++++ Input material

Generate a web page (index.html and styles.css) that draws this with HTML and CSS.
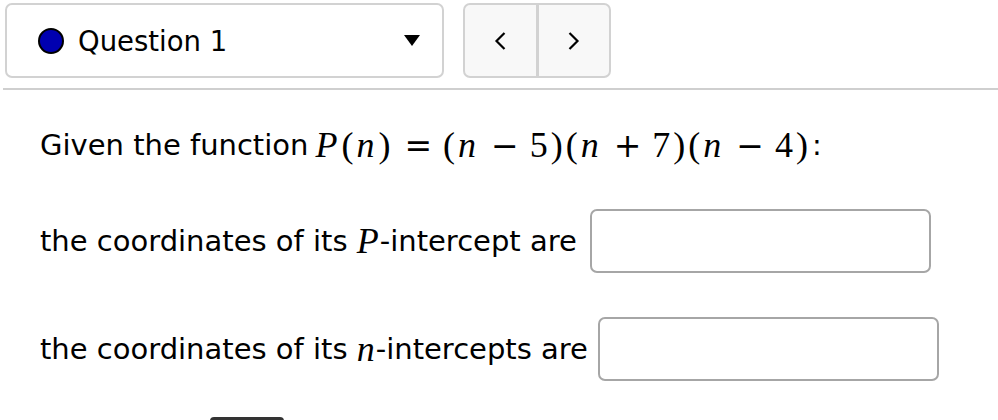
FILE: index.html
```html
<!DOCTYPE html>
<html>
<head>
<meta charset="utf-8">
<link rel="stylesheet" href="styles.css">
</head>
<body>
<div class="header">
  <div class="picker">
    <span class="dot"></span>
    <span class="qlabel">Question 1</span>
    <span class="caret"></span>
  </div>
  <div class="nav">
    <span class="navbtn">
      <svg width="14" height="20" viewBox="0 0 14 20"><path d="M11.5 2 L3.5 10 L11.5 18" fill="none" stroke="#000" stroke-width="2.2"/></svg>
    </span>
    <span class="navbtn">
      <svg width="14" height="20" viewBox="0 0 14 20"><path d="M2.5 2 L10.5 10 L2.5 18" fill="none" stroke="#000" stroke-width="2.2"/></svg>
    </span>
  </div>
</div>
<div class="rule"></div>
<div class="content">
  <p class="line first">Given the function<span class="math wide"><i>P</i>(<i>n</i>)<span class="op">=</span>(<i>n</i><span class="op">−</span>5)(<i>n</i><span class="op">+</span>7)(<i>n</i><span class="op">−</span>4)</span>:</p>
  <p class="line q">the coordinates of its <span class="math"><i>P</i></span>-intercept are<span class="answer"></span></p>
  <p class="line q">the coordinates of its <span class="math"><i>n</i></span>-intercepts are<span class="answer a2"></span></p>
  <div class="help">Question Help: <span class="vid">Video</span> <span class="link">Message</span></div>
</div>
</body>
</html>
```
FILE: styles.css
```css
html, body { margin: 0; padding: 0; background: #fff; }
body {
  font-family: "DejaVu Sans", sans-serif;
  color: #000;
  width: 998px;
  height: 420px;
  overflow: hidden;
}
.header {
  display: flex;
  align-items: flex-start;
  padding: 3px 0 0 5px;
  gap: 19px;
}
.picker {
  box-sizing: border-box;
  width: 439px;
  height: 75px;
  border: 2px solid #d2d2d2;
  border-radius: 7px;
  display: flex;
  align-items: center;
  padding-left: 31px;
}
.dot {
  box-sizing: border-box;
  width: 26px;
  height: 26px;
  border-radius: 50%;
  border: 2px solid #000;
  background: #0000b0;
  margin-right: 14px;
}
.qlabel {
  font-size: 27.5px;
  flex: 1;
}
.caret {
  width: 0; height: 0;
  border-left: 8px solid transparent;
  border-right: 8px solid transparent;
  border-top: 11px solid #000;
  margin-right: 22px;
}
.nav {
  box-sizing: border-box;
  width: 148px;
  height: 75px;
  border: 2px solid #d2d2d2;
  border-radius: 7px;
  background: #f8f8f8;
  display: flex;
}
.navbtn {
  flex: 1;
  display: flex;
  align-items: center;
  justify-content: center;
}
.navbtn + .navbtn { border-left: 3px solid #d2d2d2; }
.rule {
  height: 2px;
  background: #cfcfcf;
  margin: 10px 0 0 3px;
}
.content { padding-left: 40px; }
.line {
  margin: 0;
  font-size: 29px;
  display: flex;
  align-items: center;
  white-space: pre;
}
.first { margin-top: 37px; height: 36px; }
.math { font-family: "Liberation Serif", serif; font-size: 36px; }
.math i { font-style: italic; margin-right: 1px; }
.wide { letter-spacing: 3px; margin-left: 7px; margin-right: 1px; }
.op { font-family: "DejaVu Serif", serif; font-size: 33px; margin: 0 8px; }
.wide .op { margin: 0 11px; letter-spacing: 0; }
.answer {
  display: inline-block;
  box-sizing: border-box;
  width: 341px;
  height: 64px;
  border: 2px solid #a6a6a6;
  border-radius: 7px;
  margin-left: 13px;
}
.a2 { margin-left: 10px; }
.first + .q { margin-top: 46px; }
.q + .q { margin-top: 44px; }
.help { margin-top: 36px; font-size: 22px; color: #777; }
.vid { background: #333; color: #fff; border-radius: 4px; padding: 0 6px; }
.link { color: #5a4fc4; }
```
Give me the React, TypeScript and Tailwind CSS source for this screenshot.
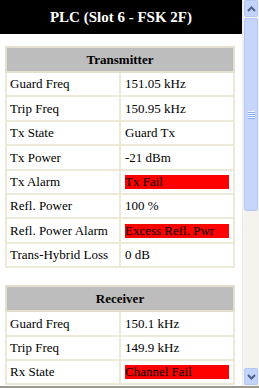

++++++++

Required work:
Write out the records above once more, word for word, with no pictures.

Task result:
Generate a web page (index.html and styles.css) that draws this with HTML and CSS.
FILE: index.html
```html
<!DOCTYPE html>
<html>
<head>
<meta charset="utf-8">
<link rel="stylesheet" href="styles.css">
</head>
<body>
<div class="header">
  <div class="picker">
    <span class="dot"></span>
    <span class="qlabel">Question 1</span>
    <span class="caret"></span>
  </div>
  <div class="nav">
    <span class="navbtn">
      <svg width="14" height="20" viewBox="0 0 14 20"><path d="M11.5 2 L3.5 10 L11.5 18" fill="none" stroke="#000" stroke-width="2.2"/></svg>
    </span>
    <span class="navbtn">
      <svg width="14" height="20" viewBox="0 0 14 20"><path d="M2.5 2 L10.5 10 L2.5 18" fill="none" stroke="#000" stroke-width="2.2"/></svg>
    </span>
  </div>
</div>
<div class="rule"></div>
<div class="content">
  <p class="line first">Given the function<span class="math wide"><i>P</i>(<i>n</i>)<span class="op">=</span>(<i>n</i><span class="op">−</span>5)(<i>n</i><span class="op">+</span>7)(<i>n</i><span class="op">−</span>4)</span>:</p>
  <p class="line q">the coordinates of its <span class="math"><i>P</i></span>-intercept are<span class="answer"></span></p>
  <p class="line q">the coordinates of its <span class="math"><i>n</i></span>-intercepts are<span class="answer a2"></span></p>
  <div class="help">Question Help: <span class="vid">Video</span> <span class="link">Message</span></div>
</div>
</body>
</html>
```
FILE: styles.css
```css
html, body { margin: 0; padding: 0; background: #fff; }
body {
  font-family: "DejaVu Sans", sans-serif;
  color: #000;
  width: 998px;
  height: 420px;
  overflow: hidden;
}
.header {
  display: flex;
  align-items: flex-start;
  padding: 3px 0 0 5px;
  gap: 19px;
}
.picker {
  box-sizing: border-box;
  width: 439px;
  height: 75px;
  border: 2px solid #d2d2d2;
  border-radius: 7px;
  display: flex;
  align-items: center;
  padding-left: 31px;
}
.dot {
  box-sizing: border-box;
  width: 26px;
  height: 26px;
  border-radius: 50%;
  border: 2px solid #000;
  background: #0000b0;
  margin-right: 14px;
}
.qlabel {
  font-size: 27.5px;
  flex: 1;
}
.caret {
  width: 0; height: 0;
  border-left: 8px solid transparent;
  border-right: 8px solid transparent;
  border-top: 11px solid #000;
  margin-right: 22px;
}
.nav {
  box-sizing: border-box;
  width: 148px;
  height: 75px;
  border: 2px solid #d2d2d2;
  border-radius: 7px;
  background: #f8f8f8;
  display: flex;
}
.navbtn {
  flex: 1;
  display: flex;
  align-items: center;
  justify-content: center;
}
.navbtn + .navbtn { border-left: 3px solid #d2d2d2; }
.rule {
  height: 2px;
  background: #cfcfcf;
  margin: 10px 0 0 3px;
}
.content { padding-left: 40px; }
.line {
  margin: 0;
  font-size: 29px;
  display: flex;
  align-items: center;
  white-space: pre;
}
.first { margin-top: 37px; height: 36px; }
.math { font-family: "Liberation Serif", serif; font-size: 36px; }
.math i { font-style: italic; margin-right: 1px; }
.wide { letter-spacing: 3px; margin-left: 7px; margin-right: 1px; }
.op { font-family: "DejaVu Serif", serif; font-size: 33px; margin: 0 8px; }
.wide .op { margin: 0 11px; letter-spacing: 0; }
.answer {
  display: inline-block;
  box-sizing: border-box;
  width: 341px;
  height: 64px;
  border: 2px solid #a6a6a6;
  border-radius: 7px;
  margin-left: 13px;
}
.a2 { margin-left: 10px; }
.first + .q { margin-top: 46px; }
.q + .q { margin-top: 44px; }
.help { margin-top: 36px; font-size: 22px; color: #777; }
.vid { background: #333; color: #fff; border-radius: 4px; padding: 0 6px; }
.link { color: #5a4fc4; }
```
Give me the React, TypeScript and Tailwind CSS source for this screenshot.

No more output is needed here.